5 min read

Dead Letter Department # 16

(did you miss dead letter department #15? catch up here!)

weather report

A windstorm is rolling over the county right now, powerful enough that the oldest trees on the block are all tossing their arms in the air and swaying together. There are little pauses where everything goes still and quiet, followed by great oncoming roars, like traffic rushing towards you, as groves of distant limbs begin to shudder at the same time. I watched a fat, perplexed robin try to figure out its footing to get at the remaining mountain laurel berries, but it kept pausing and stretching its neck out, like it was testing the air current, ready to fly away at any moment.

High winds always makes me think of L.M. Montgomery’s lovely descriptive writing about nature, which I think is in every single one of her books. Even her saddest characters find refuge out in the woods or along the sandy beaches, away from judging relatives and inexpressibly bad marital choices. Anne of Green Gables is all very good (at least until the very last books in the series, when it becomes very bad), but give me the grittier, more relatable Emily of New Moon any day. I have a truly colossal pile of paperbacks, most of which I’ve read more than once, including collections of the approximately one trillion short stories she wrote back in a time when writing short stories could substantially increase your income as a writer (from the depressing perspective of today’s publishing landscape I can only say: lol), but it occurs to me as I’m writing this that I’ve never looked at any of her biographies or journals. Maybe she’ll be my next deep dive into another writer’s brain—if you have any lesser jewels among her works you’d like to recommend or a biography that’s particularly good, please let me know at the departmentofdeadletters@gmail.com.

every day i write the book

The big fiction project is rolling along much more smoothly now that my incredible agent has given me her initial feedback on the first nine chapters. There’s a feeling accessible sometimes, on the good days, when the characters line up behind me, just out of sight, letting me know we’re headed in the right direction & all the navigation equipment is working as intended. The goal is always to get to that place, whatever mental landscape it is where I could see them if I just learned to turn around fast enough. I have a print hanging over my desk that I bought as a present/reminder when I signed with my agent: a houseboat on an expanse of silver grey water, but the only things in the room, wide open to the air, are a merrily burning wood stove and a blank white canvas standing against the wall. It’s a visual shortcut for my anxious, addled brain: go here & work.

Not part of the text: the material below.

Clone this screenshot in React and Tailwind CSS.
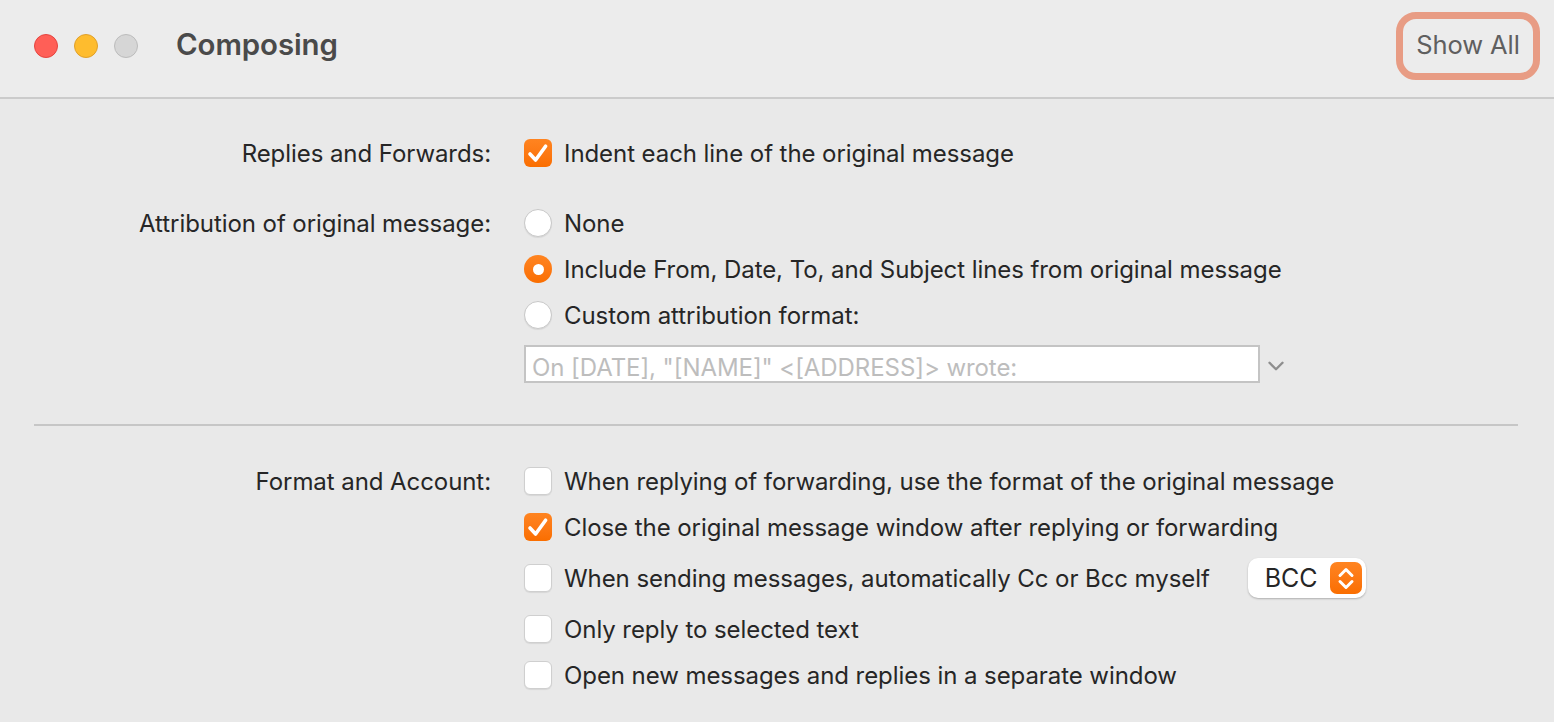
import { ChevronDown } from 'lucide-react';

function Checkbox({ checked }) {
  if (checked) {
    return (
      <span className="h-7 w-7 shrink-0 rounded-[6px] bg-gradient-to-b from-[#ff8420] to-[#fa6e00]">
        <svg viewBox="0 0 28 28" className="h-7 w-7" fill="none" stroke="white" strokeWidth="3.6" strokeLinecap="round" strokeLinejoin="round">
          <path d="M6 15 L11.6 21 L21.6 7.2" />
        </svg>
      </span>
    );
  }
  return <span className="h-7 w-7 shrink-0 rounded-[6px] border border-[#cfcfcf] bg-white shadow-[0_1px_1px_rgba(0,0,0,0.08)]" />;
}

function Radio({ checked }) {
  if (checked) {
    return (
      <span className="flex h-7 w-7 shrink-0 items-center justify-center rounded-full bg-gradient-to-b from-[#ff8420] to-[#fa6e00]">
        <span className="h-[11px] w-[11px] rounded-full bg-white" />
      </span>
    );
  }
  return <span className="h-7 w-7 shrink-0 rounded-full border border-[#c8c8c8] bg-white shadow-[0_1px_1px_rgba(0,0,0,0.08)]" />;
}

function Row({ label, control, className = 'h-7', text, children }) {
  return (
    <div className={`flex items-center ${className}`}>
      <div className="w-[457px] shrink-0 pt-[2px] text-right">{label}</div>
      <div className="ml-[33px] flex items-center gap-3">
        {control}
        <span className="pt-[2px]">{text}</span>
        {children}
      </div>
    </div>
  );
}

export default function App() {
  return (
    <div className="h-[722px] overflow-hidden bg-[#e9e9e9] font-['Inter',sans-serif] text-[24px] leading-7 tracking-[-0.07px] text-[#262626]">
      {/* Toolbar */}
      <header className="flex h-[99px] items-start justify-between border-b-2 border-[#cbcbcb] bg-[#ececec] pr-[14px]">
        <div className="flex h-[92px] items-center pl-[34px]">
          <span className="h-6 w-6 rounded-full border border-[#e5443f] bg-[#ff5f57]" />
          <span className="ml-4 h-6 w-6 rounded-full border border-[#e0a02a] bg-[#febc2e]" />
          <span className="ml-4 h-6 w-6 rounded-full border border-[#bcbcbc] bg-[#d6d6d6]" />
          <h1 className="ml-[38px] pb-[2px] text-[29.4px] font-semibold text-[#4a4a4a]">Composing</h1>
        </div>
        <button className="mt-3 flex h-[68px] w-[144px] items-center justify-center rounded-[20px] border-[7px] border-[#e89c84] pb-[2px] text-[25.5px] text-[#5f5f5f]">
          Show All
        </button>
      </header>

      <main className="pl-[34px] pr-[36px]">
        <Row label="Replies and Forwards:" control={<Checkbox checked />} className="mt-[40px] h-7" text="Indent each line of the original message" />

        <Row label="Attribution of original message:" control={<Radio />} className="mt-[42px] h-7" text="None" />
        <Row control={<Radio checked />} className="mt-[18px] h-7" text="Include From, Date, To, and Subject lines from original message" />
        <Row control={<Radio />} className="mt-[18px] h-7" text="Custom attribution format:" />
        <div className="ml-[490px] mt-[16px] flex items-center">
          <div className="flex h-[38px] w-[736px] items-center border-2 border-[#c4c4c4] bg-white pl-[6px] pt-[7px] text-[#bdbdbd]">
            On [DATE], "[NAME]" &lt;[ADDRESS]&gt; wrote:
          </div>
          <ChevronDown className="ml-[3px] mt-[3px] h-[26px] w-[26px] text-[#8e8e8e]" strokeWidth={2.2} />
        </div>

        <hr className="mt-[41px] border-t-2 border-[#c6c6c6]" />

        <Row label="Format and Account:" control={<Checkbox />} className="mt-[41px] h-7" text="When replying of forwarding, use the format of the original message" />
        <Row control={<Checkbox checked />} className="mt-[18px] h-7" text="Close the original message window after replying or forwarding" />
        <Row control={<Checkbox />} className="mt-[17px] h-10" text="When sending messages, automatically Cc or Bcc myself">
          <div className="ml-[26px] flex h-10 w-[118px] items-center justify-between rounded-[10px] bg-white pl-[17px] pr-1 shadow-[0_1px_2px_rgba(0,0,0,0.25)]">
            <span className="text-[25px]">BCC</span>
            <span className="h-8 w-8 rounded-[7px] bg-gradient-to-b from-[#ff8420] to-[#fa6e00]">
              <svg viewBox="0 0 32 32" className="h-8 w-8" fill="none" stroke="white" strokeWidth="3" strokeLinecap="round" strokeLinejoin="round">
                <path d="M10 13.5 L16 7.5 L22 13.5" />
                <path d="M10 19.5 L16 25.5 L22 19.5" />
              </svg>
            </span>
          </div>
        </Row>
        <Row control={<Checkbox />} className="mt-[17px] h-7" text="Only reply to selected text" />
        <Row control={<Checkbox />} className="mt-[18px] h-7" text="Open new messages and replies in a separate window" />
      </main>
    </div>
  );
}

I also finished a short story recently, the first one in a long, long time, & I’ve gotten some very helpful notes on it already, so it might be time to break out the old submissions spreadsheet again.

sounds fake but ok

black line drawing of blob wearing crown
self portrait of the artist as a blob

The other day I was hanging out in downward dog with my close personal friend Adriene and when I tried to come up into a majestic, towering mountain pose I found myself lurching precipitously forward towards the kitchen table instead. “What a weenie,” I told myself, internally, of course, because you don’t talk about yourself that way around Adriene. She would never stand for it. I did the rest of the (extremely short, beginner level workout) & ticked off the increasingly pointed section of my daily list that says YOGA, right next to SPANISH LESSON and GO OUTSIDE, FOR THE LOVE OF GOD.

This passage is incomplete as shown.